Implementation of sparse matrix SVD for GPU

Question

I have a sparse matrix $W$ which is almost-squared ($N+1 \times N$) and I would like to know the eigenvalues of $A = W^T W$. $A$ is Hermitian so the eigenvalues are real-positive valued.

The usual approach would be to do svd(W), but I found no GPU SVD sparse implementation.

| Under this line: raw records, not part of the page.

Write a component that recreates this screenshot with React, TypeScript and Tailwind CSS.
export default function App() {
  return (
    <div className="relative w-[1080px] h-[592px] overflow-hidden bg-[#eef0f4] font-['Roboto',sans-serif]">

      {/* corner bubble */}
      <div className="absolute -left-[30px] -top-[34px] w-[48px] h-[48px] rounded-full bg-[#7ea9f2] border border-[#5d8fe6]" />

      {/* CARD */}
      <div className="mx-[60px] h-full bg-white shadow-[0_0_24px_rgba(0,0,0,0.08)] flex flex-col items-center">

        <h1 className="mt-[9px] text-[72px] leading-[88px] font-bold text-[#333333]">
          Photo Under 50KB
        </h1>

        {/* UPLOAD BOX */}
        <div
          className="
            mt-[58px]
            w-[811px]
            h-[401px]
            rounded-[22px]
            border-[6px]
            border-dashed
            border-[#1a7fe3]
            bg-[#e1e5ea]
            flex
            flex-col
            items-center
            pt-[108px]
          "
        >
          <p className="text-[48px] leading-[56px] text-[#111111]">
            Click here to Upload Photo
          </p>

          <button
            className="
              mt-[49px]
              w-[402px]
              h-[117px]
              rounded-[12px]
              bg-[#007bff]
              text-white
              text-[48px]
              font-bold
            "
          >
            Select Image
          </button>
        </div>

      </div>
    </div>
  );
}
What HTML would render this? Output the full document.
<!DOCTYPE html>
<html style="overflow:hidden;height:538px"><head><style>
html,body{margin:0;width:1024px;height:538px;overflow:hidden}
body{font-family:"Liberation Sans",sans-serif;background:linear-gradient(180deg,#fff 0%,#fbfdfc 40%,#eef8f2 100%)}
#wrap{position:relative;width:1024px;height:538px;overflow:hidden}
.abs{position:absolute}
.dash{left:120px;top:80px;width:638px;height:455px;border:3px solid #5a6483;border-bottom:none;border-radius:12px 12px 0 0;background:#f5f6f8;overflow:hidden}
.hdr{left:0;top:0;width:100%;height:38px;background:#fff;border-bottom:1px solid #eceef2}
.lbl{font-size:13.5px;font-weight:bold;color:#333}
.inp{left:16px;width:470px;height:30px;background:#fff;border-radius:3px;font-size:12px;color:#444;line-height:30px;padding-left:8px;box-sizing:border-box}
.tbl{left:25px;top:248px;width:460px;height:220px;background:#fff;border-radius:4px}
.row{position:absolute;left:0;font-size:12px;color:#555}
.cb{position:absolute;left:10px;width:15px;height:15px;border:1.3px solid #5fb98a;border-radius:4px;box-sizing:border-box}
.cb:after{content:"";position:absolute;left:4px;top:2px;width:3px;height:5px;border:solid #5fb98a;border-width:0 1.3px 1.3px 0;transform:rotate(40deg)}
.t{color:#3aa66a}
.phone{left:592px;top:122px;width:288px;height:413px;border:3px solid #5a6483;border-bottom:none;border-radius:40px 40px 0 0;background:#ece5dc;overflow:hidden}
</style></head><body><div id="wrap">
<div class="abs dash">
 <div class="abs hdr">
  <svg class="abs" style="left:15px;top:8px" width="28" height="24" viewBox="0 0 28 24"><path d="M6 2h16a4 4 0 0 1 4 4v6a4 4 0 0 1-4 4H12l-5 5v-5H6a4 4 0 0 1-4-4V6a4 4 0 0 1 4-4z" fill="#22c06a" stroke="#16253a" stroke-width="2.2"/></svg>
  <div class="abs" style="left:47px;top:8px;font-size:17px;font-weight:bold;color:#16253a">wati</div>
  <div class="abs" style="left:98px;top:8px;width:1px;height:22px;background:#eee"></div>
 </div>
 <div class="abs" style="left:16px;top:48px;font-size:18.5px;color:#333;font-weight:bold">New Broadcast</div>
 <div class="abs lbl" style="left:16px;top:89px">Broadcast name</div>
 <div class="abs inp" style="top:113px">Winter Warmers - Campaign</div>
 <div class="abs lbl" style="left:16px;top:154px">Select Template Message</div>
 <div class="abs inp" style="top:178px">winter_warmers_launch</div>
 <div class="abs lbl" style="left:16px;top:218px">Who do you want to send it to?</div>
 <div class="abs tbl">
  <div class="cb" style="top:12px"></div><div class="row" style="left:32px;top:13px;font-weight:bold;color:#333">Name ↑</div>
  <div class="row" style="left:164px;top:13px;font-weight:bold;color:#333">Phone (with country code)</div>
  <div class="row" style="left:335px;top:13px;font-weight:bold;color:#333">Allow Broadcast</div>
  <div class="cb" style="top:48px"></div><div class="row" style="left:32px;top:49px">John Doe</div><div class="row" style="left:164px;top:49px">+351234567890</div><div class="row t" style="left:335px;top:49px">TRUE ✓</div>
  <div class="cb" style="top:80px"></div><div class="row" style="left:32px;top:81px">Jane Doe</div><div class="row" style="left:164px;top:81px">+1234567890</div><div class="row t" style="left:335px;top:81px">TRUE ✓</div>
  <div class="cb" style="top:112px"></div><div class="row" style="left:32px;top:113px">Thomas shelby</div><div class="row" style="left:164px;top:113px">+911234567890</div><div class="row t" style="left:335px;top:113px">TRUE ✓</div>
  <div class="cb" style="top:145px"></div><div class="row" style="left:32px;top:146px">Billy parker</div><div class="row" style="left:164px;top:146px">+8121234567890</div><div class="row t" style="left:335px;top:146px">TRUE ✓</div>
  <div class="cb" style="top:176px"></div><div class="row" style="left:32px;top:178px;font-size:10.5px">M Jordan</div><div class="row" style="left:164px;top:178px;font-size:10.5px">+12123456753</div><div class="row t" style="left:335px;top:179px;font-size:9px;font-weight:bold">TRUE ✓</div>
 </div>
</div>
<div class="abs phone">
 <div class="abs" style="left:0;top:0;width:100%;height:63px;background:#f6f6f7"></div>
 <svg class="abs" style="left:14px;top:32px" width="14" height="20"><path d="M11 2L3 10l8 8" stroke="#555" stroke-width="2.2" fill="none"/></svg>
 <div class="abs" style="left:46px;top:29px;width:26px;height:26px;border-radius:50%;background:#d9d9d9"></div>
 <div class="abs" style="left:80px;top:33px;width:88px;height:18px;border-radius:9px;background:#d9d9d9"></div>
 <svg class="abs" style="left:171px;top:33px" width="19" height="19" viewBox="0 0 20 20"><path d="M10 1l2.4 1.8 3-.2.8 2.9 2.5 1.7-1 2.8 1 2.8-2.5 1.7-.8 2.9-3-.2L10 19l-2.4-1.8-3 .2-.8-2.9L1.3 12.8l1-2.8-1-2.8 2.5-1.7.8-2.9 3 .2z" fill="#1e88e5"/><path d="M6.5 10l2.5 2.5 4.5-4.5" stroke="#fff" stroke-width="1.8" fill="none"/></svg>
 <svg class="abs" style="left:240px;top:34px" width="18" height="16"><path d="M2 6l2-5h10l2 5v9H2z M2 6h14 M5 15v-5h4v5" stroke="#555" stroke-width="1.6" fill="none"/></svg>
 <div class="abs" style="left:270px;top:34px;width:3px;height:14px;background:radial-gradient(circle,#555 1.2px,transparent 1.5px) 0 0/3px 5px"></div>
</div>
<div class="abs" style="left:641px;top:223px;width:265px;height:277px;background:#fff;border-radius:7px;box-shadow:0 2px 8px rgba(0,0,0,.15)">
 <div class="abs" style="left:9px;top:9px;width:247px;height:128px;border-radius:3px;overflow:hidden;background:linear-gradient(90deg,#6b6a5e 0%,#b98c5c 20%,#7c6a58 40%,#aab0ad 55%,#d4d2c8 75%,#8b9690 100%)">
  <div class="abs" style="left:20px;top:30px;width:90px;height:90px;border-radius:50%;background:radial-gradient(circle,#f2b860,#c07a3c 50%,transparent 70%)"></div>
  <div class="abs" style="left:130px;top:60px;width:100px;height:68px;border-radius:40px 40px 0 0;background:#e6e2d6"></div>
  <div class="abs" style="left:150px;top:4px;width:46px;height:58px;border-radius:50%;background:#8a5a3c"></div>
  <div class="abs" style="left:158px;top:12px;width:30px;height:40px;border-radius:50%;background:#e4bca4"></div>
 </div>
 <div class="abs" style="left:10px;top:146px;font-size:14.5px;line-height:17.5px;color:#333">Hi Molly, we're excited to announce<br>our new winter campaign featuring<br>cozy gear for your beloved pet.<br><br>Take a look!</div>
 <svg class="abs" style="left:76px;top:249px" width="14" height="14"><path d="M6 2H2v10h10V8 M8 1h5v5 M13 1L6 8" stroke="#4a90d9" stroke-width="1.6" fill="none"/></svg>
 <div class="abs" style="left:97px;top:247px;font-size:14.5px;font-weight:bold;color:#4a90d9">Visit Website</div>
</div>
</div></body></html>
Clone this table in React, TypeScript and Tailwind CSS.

I'm working in python but I'm good with any language hoping I can found a C/ C++ code to wrap and call.

I've looked into cuSPARSE and cuSOLVE and I only found:

• eigenvalue solver
• LU
• QR
• Cholesky

$W$ is an $N+1 \times N$ complex sparse matrix with sparsity = $1 - 2^{-M}$ for $M$ in $[9,10,11]$

I've tried using CPU libraries (numpy and scipy), but they're very slow since the fraction of nonzero SVD is more than 20% for $M = 9$. I've looked into the randomized solver implemented by scikit-learn but I cannot use it since this method is not proven to work on complex matrices.

Any tip is more than welcome.

Answer 1

I'm no expert on software and certainly not on GPU software, but I can hopefully give some advice of a mathematical nature that might be helpful to you.

Given a matrix $W$, one can embed $W$ in the larger square and Hermitian matrix

$$ B = \begin{bmatrix} 0 & W \\ W^* & 0 \end{bmatrix}. $$

$B$ is a square matrix with twice the number of nonzeros as $W$. The nonzero eigenvalues of $B$ are $\pm$ the nonzero singular values of $W$. If $\sigma$ is a singular value of $W$ satisfying $Wv = \sigma u$ and $W^*u = \sigma v$, then

$$ B \begin{bmatrix} u \\ v \end{bmatrix} = \begin{bmatrix} 0 & W \\ W^* & 0 \end{bmatrix}\begin{bmatrix} u \\ v \end{bmatrix} = \begin{bmatrix} Wv \\ W^* u \end{bmatrix} = \sigma \begin{bmatrix} u \\ v \end{bmatrix}. $$

$\begin{bmatrix} u \\ v \end{bmatrix}$ is an eigenvector of $B$ with eigenvalue $\sigma$. Likewise, $\begin{bmatrix} u \\ -v \end{bmatrix}$ is an eigenvector of $B$ with eigenvector $-\sigma$. This should allow you to use any Hermitian eigenvalue code to get a (full or truncated) SVD. This embedding might not be as fast as a dedicated SVD code, but it will allow you to take advantage of existing highly optimized eigenvalue code to compute an SVD.

Also, regarding randomized methods, every method I'm aware of works for both real and complex matrices. Software support for complex values might be a different story.